Now with the question of where to go from here. . . A few thoughts:

  • Eventually unit-rates will use this much memory because it will be instrumented for phet-io, and run in phet-io.
  • In today's dev meeting, we just talked about aligning a piece of phet-io with phet pretty heavily, in that all value validation will be done through phetioType. Though that isn't set in stone, to me it sets some precedent of tolerance towards adding this memory to phet brand.
  • This is one step closer to phet-io and phet branded sims being the same code. Perhaps one way to think about this is to strive for a "single sim" rather than two different ones depending on brand.
  • If we decide that the increased memory in phet brand is unacceptable, then we may need to rethink multiple decisions about phet-io, and integrating pieces into the main code base rather than keeping things separate.

I asked:

@samreid looks like the source of the memory increase was identified. Can you summarize here in a comment, for posterity?

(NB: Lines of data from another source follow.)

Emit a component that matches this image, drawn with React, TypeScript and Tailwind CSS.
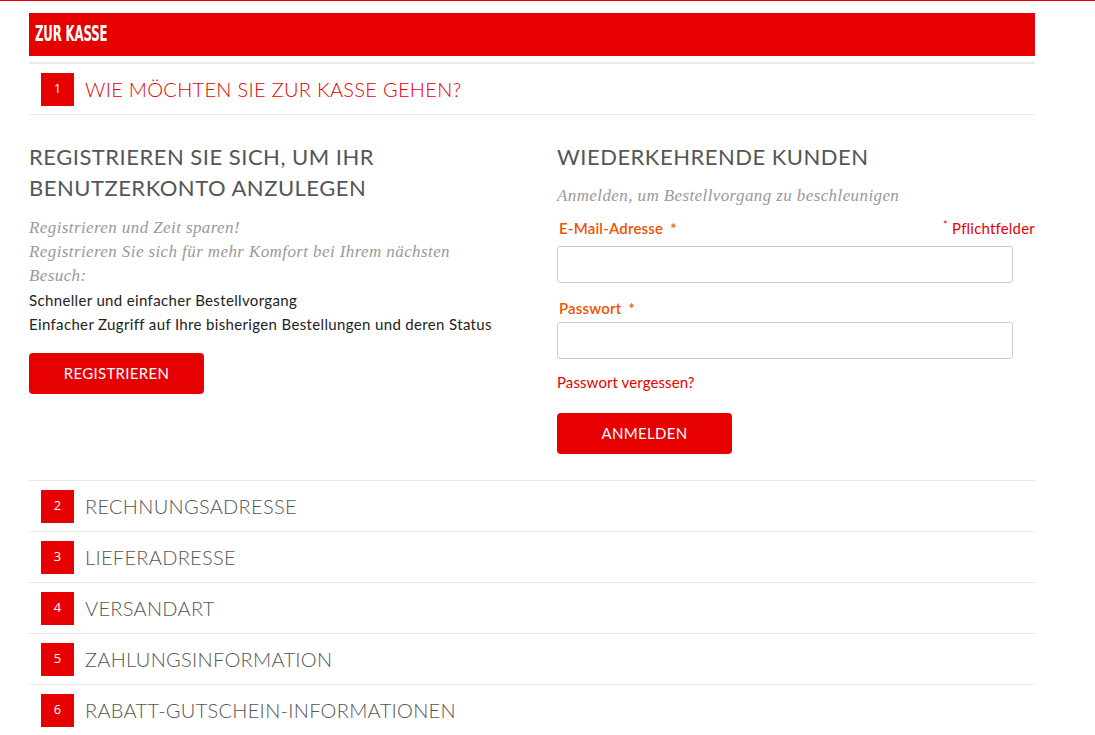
function StepRow({ n, title, active }: { n: number; title: string; active?: boolean }) {
  return (
    <div className="flex items-center h-[51px] border-b border-[#e8e8e8] pl-3">
      <div className="w-[33px] h-[33px] bg-[#e60000] text-white text-[13px] flex items-center justify-center font-['Open_Sans',sans-serif]">
        {n}
      </div>
      <div
        className={
          "ml-[11px] text-[20px] tracking-[0.3px] font-light " +
          (active ? "text-[#e60000]" : "text-[#555]")
        }
      >
        {title}
      </div>
    </div>
  );
}

export default function App() {
  return (
    <div className="min-h-[735px] bg-white border-t border-[#e60000] font-['Lato',sans-serif]">
      <div className="ml-[29px] w-[1006px] pt-[12px]">
        <div className="h-[43px] bg-[#e60000] flex items-center pl-[6px] border-b-[6px] border-white box-content">
          <span className="inline-block origin-left scale-x-[0.56] text-white font-bold text-[21px] tracking-[-0.3px] font-['DejaVu_Sans',sans-serif]">
            ZUR KASSE
          </span>
        </div>
        <div className="border-t-2 border-[#ececec]">
          <StepRow n={1} title="WIE MÖCHTEN SIE ZUR KASSE GEHEN?" active />
        </div>

        <div className="flex pt-[26px] pb-[26px] border-b border-[#e8e8e8]">
          <div className="w-[528px] pr-4">
            <h2 className="text-[22px] leading-[31px] text-[#555] tracking-[0.5px]">
              REGISTRIEREN SIE SICH, UM IHR
              <br />
              BENUTZERKONTO ANZULEGEN
            </h2>
            <div className="mt-[13px] text-[17px] leading-[24px] italic tracking-[0.4px] text-[#999] font-['Liberation_Serif',serif]">
              <p>Registrieren und Zeit sparen!</p>
              <p className="w-[440px]">Registrieren Sie sich für mehr Komfort bei Ihrem nächsten Besuch:</p>
            </div>
            <div className="text-[15px] leading-[24px] tracking-[0.35px] text-[#222]">
              <p>Schneller und einfacher Bestellvorgang</p>
              <p>Einfacher Zugriff auf Ihre bisherigen Bestellungen und deren Status</p>
            </div>
            <button className="mt-[17px] w-[175px] h-[41px] bg-[#e60000] text-white text-[15px] tracking-[0.3px] rounded-[4px]">
              REGISTRIEREN
            </button>
          </div>

          <div className="flex-1">
            <h2 className="text-[22px] leading-[31px] text-[#555] tracking-[0.5px]">WIEDERKEHRENDE KUNDEN</h2>
            <p className="mt-[12px] text-[17px] leading-[24px] italic tracking-[0.4px] text-[#999] font-['Liberation_Serif',serif]">
              Anmelden, um Bestellvorgang zu beschleunigen
            </p>
            <div className="mt-[10px] flex justify-between items-center h-[20px]">
              <label className="ml-[2px] text-[15px] font-semibold tracking-[0.2px] text-[#f25100]">
                E-Mail-Adresse <span className="ml-[3px]">*</span>
              </label>
              <span className="text-[15px] tracking-[0.2px] text-[#e60000]">
                <span className="text-[11px] align-top">*</span> Pflichtfelder
              </span>
            </div>
            <input className="mt-[8px] block w-[456px] h-[37px] border border-[#ccc] rounded-[3px] outline-none px-2" />
            <label className="block mt-[14px] ml-[2px] h-[20px] text-[15px] font-semibold tracking-[0.2px] text-[#f25100]">
              Passwort <span className="ml-[3px]">*</span>
            </label>
            <input
              type="password"
              className="mt-[5px] block w-[456px] h-[37px] border border-[#ccc] rounded-[3px] outline-none px-2"
            />
            <p className="mt-[13px] text-[15px] leading-[20px] tracking-[0.1px] text-[#e60000]">Passwort vergessen?</p>
            <button className="mt-[21px] w-[175px] h-[41px] bg-[#e60000] text-white text-[15px] tracking-[0.3px] rounded-[4px]">
              ANMELDEN
            </button>
          </div>
        </div>

        <StepRow n={2} title="RECHNUNGSADRESSE" />
        <StepRow n={3} title="LIEFERADRESSE" />
        <StepRow n={4} title="VERSANDART" />
        <StepRow n={5} title="ZAHLUNGSINFORMATION" />
        <StepRow n={6} title="RABATT-GUTSCHEIN-INFORMATIONEN" />
      </div>
    </div>
  );
}
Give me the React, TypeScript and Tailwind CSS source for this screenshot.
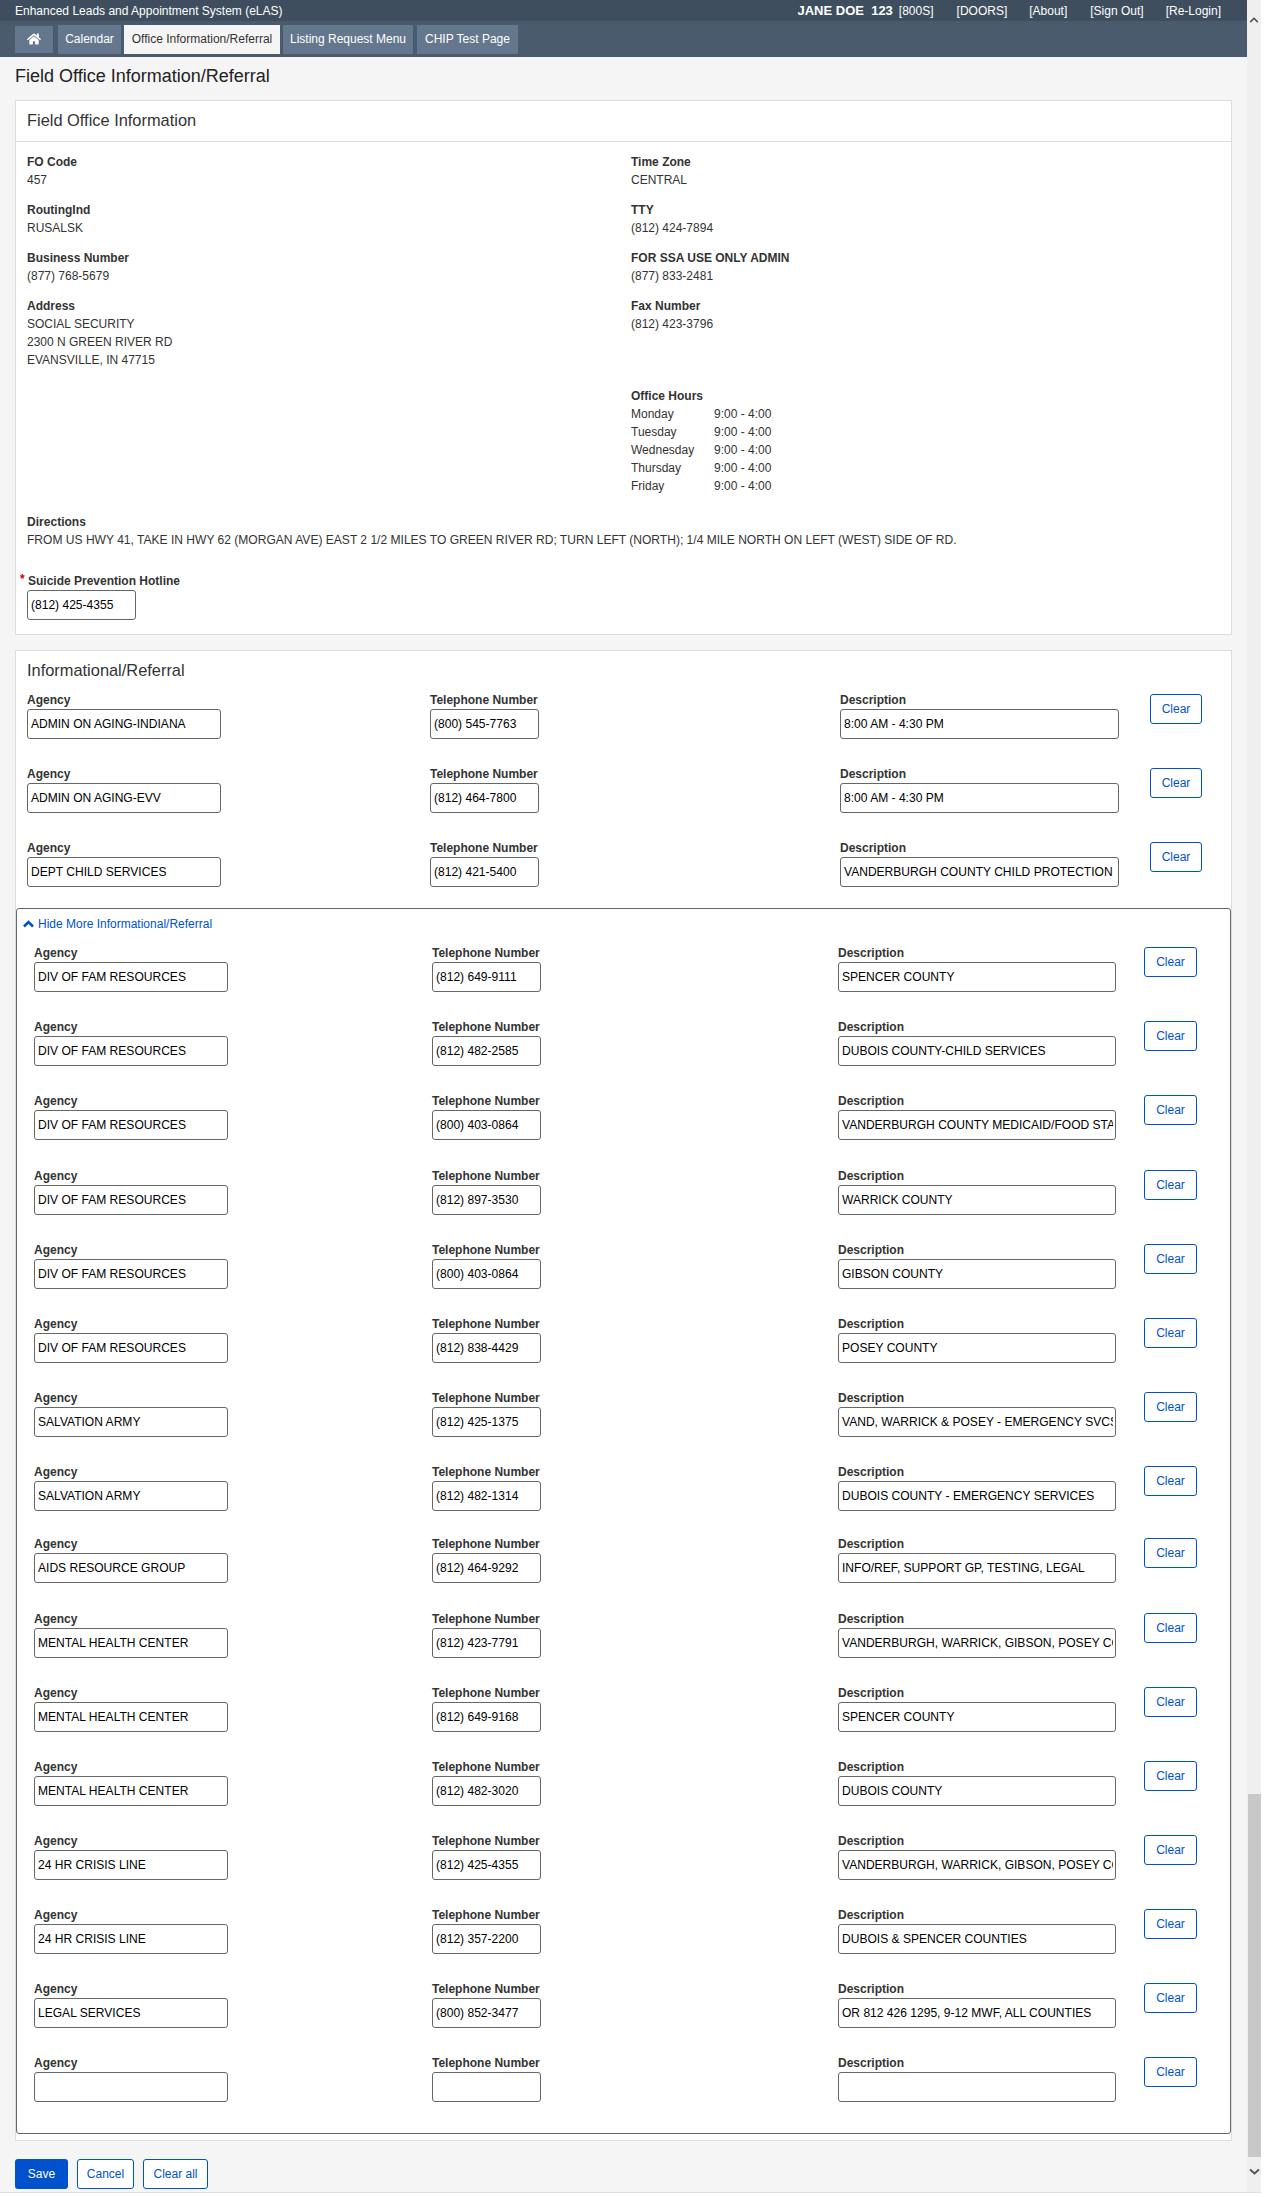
import React from 'react';
import { FaHome, FaChevronUp } from 'react-icons/fa';

type Entry = { agency: string; phone: string; desc: string; gap?: string };

const MAIN_ROWS: Entry[] = [
  { agency: 'ADMIN ON AGING-INDIANA', phone: '(800) 545-7763', desc: '8:00 AM - 4:30 PM' },
  { agency: 'ADMIN ON AGING-EVV', phone: '(812) 464-7800', desc: '8:00 AM - 4:30 PM' },
  { agency: 'DEPT CHILD SERVICES', phone: '(812) 421-5400', desc: 'VANDERBURGH COUNTY CHILD PROTECTION', gap: 'mb-0' },
];

const MORE_ROWS: Entry[] = [
  { agency: 'DIV OF FAM RESOURCES', phone: '(812) 649-9111', desc: 'SPENCER COUNTY' },
  { agency: 'DIV OF FAM RESOURCES', phone: '(812) 482-2585', desc: 'DUBOIS COUNTY-CHILD SERVICES' },
  { agency: 'DIV OF FAM RESOURCES', phone: '(800) 403-0864', desc: 'VANDERBURGH COUNTY MEDICAID/FOOD STAMPS', gap: 'mb-[30px]' },
  { agency: 'DIV OF FAM RESOURCES', phone: '(812) 897-3530', desc: 'WARRICK COUNTY' },
  { agency: 'DIV OF FAM RESOURCES', phone: '(800) 403-0864', desc: 'GIBSON COUNTY' },
  { agency: 'DIV OF FAM RESOURCES', phone: '(812) 838-4429', desc: 'POSEY COUNTY' },
  { agency: 'SALVATION ARMY', phone: '(812) 425-1375', desc: 'VAND, WARRICK & POSEY - EMERGENCY SVCS' },
  { agency: 'SALVATION ARMY', phone: '(812) 482-1314', desc: 'DUBOIS COUNTY - EMERGENCY SERVICES', gap: 'mb-[27px]' },
  { agency: 'AIDS RESOURCE GROUP', phone: '(812) 464-9292', desc: 'INFO/REF, SUPPORT GP, TESTING, LEGAL', gap: 'mb-[30px]' },
  { agency: 'MENTAL HEALTH CENTER', phone: '(812) 423-7791', desc: 'VANDERBURGH, WARRICK, GIBSON, POSEY COUNTIES' },
  { agency: 'MENTAL HEALTH CENTER', phone: '(812) 649-9168', desc: 'SPENCER COUNTY' },
  { agency: 'MENTAL HEALTH CENTER', phone: '(812) 482-3020', desc: 'DUBOIS COUNTY' },
  { agency: '24 HR CRISIS LINE', phone: '(812) 425-4355', desc: 'VANDERBURGH, WARRICK, GIBSON, POSEY COUNTIES' },
  { agency: '24 HR CRISIS LINE', phone: '(812) 357-2200', desc: 'DUBOIS & SPENCER COUNTIES' },
  { agency: 'LEGAL SERVICES', phone: '(800) 852-3477', desc: 'OR 812 426 1295, 9-12 MWF, ALL COUNTIES' },
  { agency: '', phone: '', desc: '', gap: 'mb-0' },
];

const HOURS = ['Monday', 'Tuesday', 'Wednesday', 'Thursday', 'Friday'];

const Label = ({ children }: { children: React.ReactNode }) => (
  <div className="h-[15px] text-[12px] leading-[13px] font-bold text-[#333]">{children}</div>
);

const Input = ({ value, className }: { value: string; className: string }) => (
  <input
    readOnly
    value={value}
    className={`block h-[30px] border border-[#666] rounded-[3px] bg-white pl-[3px] pr-[2px] text-[12.05px] text-black outline-none ${className}`}
  />
);

const OutlineButton = ({ label, className }: { label: string; className: string }) => (
  <button className={`border border-[#0052cc] rounded-[3px] bg-white text-[12px] text-[#0052cc] ${className}`}>
    {label}
  </button>
);

const Row = ({ row, more }: { row: Entry; more?: boolean }) => (
  <div
    className={`grid ${more ? 'grid-cols-[398px_406px_306px_53px]' : 'grid-cols-[403px_410px_310px_52px]'} ${row.gap ?? 'mb-[29px]'}`}
  >
    <div>
      <Label>Agency</Label>
      <Input value={row.agency} className="w-[194px]" />
    </div>
    <div>
      <Label>Telephone Number</Label>
      <Input value={row.phone} className="w-[109px]" />
    </div>
    <div>
      <Label>Description</Label>
      <Input value={row.desc} className={more ? 'w-[278px]' : 'w-[279px]'} />
    </div>
    <OutlineButton label="Clear" className="w-full h-[30px]" />
  </div>
);

const Info = ({ label, lines, className }: { label: string; lines: string[]; className?: string }) => (
  <div className={className ?? 'mb-[12px]'}>
    <div className="font-bold text-[#333]">{label}</div>
    {lines.map((line) => (
      <div key={line}>{line}</div>
    ))}
  </div>
);

const NavTab = ({ label, className, active }: { label: string; className: string; active?: boolean }) => (
  <div
    className={`h-[29px] flex items-center justify-center text-[12px] ${className} ${
      active ? 'bg-[#f5f5f5] text-[#333]' : 'bg-[#64778d] text-white'
    }`}
  >
    {label}
  </div>
);

export default function App() {
  return (
    <div className="flex w-[1269px] h-[2197px] bg-white font-['Liberation_Sans',Arial,sans-serif] text-[12px] text-[#333] overflow-hidden">
      <div className="w-[1247px] h-[2193px] bg-[#f5f5f5] border-b border-[#ddd]">
        {/* Top bar */}
        <div className="h-[21px] bg-[#3e4e5e] flex items-center justify-between pl-[15px] text-white text-[12px]">
          <span>Enhanced Leads and Appointment System (eLAS)</span>
          <div className="flex items-center">
            <span className="font-bold text-[13px] mr-[6px]">JANE DOE&nbsp;&nbsp;123</span>
            <span className="mr-[23px]">[800S]</span>
            <span className="mr-[22px]">[DOORS]</span>
            <span className="mr-[23px]">[About]</span>
            <span className="mr-[22px]">[Sign Out]</span>
            <span className="mr-[26px]">[Re-Login]</span>
          </div>
        </div>

        {/* Nav */}
        <div className="h-[36px] bg-[#4a5b6e] flex items-center pl-[15px]">
          <div className="w-[38px] h-[27px] mr-[5px] bg-[#64778d] flex items-center justify-center text-white">
            <FaHome size={14} />
          </div>
          <NavTab label="Calendar" className="w-[63px] mr-[3px]" />
          <NavTab label="Office Information/Referral" className="w-[156px] mr-[3px]" active />
          <NavTab label="Listing Request Menu" className="w-[130px] mr-[4px]" />
          <NavTab label="CHIP Test Page" className="w-[101px]" />
        </div>

        <div className="pl-[15px] w-[1232px]">
          <h1 className="h-[43px] pt-[8px] text-[18px] leading-[22px] text-[#222]">Field Office Information/Referral</h1>

          {/* Field office card */}
          <div className="h-[535px] bg-white border border-[#ddd]">
            <div className="h-[41px] border-b border-[#ddd] pl-[11px] pb-[2px] flex items-center text-[16.4px] text-[#333]">
              Field Office Information
            </div>
            <div className="pl-[11px] pt-[11px] leading-[18px] text-[#333]">
              <div className="grid grid-cols-[604px_1fr] h-[360px]">
                <div>
                  <Info label="FO Code" lines={['457']} />
                  <Info label="RoutingInd" lines={['RUSALSK']} />
                  <Info label="Business Number" lines={['(877) 768-5679']} />
                  <Info label="Address" lines={['SOCIAL SECURITY', '2300 N GREEN RIVER RD', 'EVANSVILLE, IN 47715']} />
                </div>
                <div>
                  <Info label="Time Zone" lines={['CENTRAL']} />
                  <Info label="TTY" lines={['(812) 424-7894']} />
                  <Info label="FOR SSA USE ONLY ADMIN" lines={['(877) 833-2481']} />
                  <Info label="Fax Number" lines={['(812) 423-3796']} className="mb-[54px]" />
                  <div className="font-bold">Office Hours</div>
                  {HOURS.map((day) => (
                    <div key={day} className="flex">
                      <span className="w-[83px]">{day}</span>
                      <span>9:00 - 4:00</span>
                    </div>
                  ))}
                </div>
              </div>
              <Info
                label="Directions"
                lines={['FROM US HWY 41, TAKE IN HWY 62 (MORGAN AVE) EAST 2 1/2 MILES TO GREEN RIVER RD; TURN LEFT (NORTH); 1/4 MILE NORTH ON LEFT (WEST) SIDE OF RD.']}
                className="mb-[23px] text-[12.05px]"
              />
              <div className="relative h-[18px] font-bold pl-[1px]">
                <span className="absolute left-[-7px] top-[-2px] text-[#c00]">*</span>
                Suicide Prevention Hotline
              </div>
              <Input value="(812) 425-4355" className="w-[109px]" />
            </div>
          </div>

          {/* Referral card */}
          <div className="mt-[15px] bg-white border border-[#ddd] h-[1491px]">
            <div className="h-[43px] pl-[11px] pt-[7px] text-[16.4px] leading-[24px] text-[#333]">Informational/Referral</div>
            <div className="pl-[11px]">
              {MAIN_ROWS.map((row) => (
                <Row key={row.agency} row={row} />
              ))}
            </div>
            <div className="mt-[21px] h-[1226px] w-[1215px] border border-[#666] rounded-[3px] pl-[17px]">
              <div className="flex items-center h-[30px] -ml-[11px] text-[#0052cc]">
                <svg width="11" height="8" viewBox="0 0 11 8" className="mr-[4px]">
                  <path d="M1 6.5 L5.5 2 L10 6.5" fill="none" stroke="#0052cc" strokeWidth="2.6" />
                </svg>
                <span>Hide More Informational/Referral</span>
              </div>
              <div className="mt-[8px]">
                {MORE_ROWS.map((row, i) => (
                  <Row key={i} row={row} more />
                ))}
              </div>
            </div>
          </div>

          {/* Actions */}
          <div className="flex mt-[18px]">
            <button className="w-[53px] h-[30px] rounded-[3px] bg-[#0052cc] text-white text-[12px] mr-[9px]">Save</button>
            <OutlineButton label="Cancel" className="w-[57px] h-[30px] mr-[9px]" />
            <OutlineButton label="Clear all" className="w-[65px] h-[30px]" />
          </div>
        </div>
      </div>

      {/* Scrollbar */}
      <div className="w-[14px] h-[2193px] bg-[#efefef] border-b border-[#ddd] flex flex-col items-center text-[#555]">
        <FaChevronUp size={10} className="mt-[15px]" />
        <div className="mt-auto w-[13px] h-[363px] bg-[#c8c8c8]" />
        <svg width="11" height="7" viewBox="0 0 11 7" className="mt-[11px] mb-[17px]">
          <path d="M1 1.5 L5.5 5.5 L10 1.5" fill="none" stroke="#555" strokeWidth="2" />
        </svg>
      </div>
    </div>
  );
}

Then @samreid described specific commits, which was not what I'm looking for

So to clarify.... What was the general problem, and what is the general solution that you're pursuing?

Also highly recommended to create a general issue somewhere to be dealing with this, not deal with it in this sim-specific issue.

pixelzoom commented 5 years ago

And yes, I've read https://github.com/phetsims/unit-rates/issues/207#issuecomment-437248201 and https://github.com/phetsims/unit-rates/issues/207#issuecomment-437252582, but I don't understand.

samreid commented 5 years ago

And yes, I've read #207 (comment) and #207 (comment), but I don't understand.

Perhaps a short call would be very helpful? I'll be on slack.

pixelzoom commented 5 years ago

@samreid and I discussed on Slack.

The cause of this issue is now moved to https://github.com/phetsims/tandem/issues/71. Please comment and commit there.

pixelzoom commented 5 years ago

I tested and got startup heap size of 45MB on Chrome + macOS, so that correlates with what @samreid is seeing. Closing this issue. Further memory improvements related to IO types will continue in phetsims/tandem#71.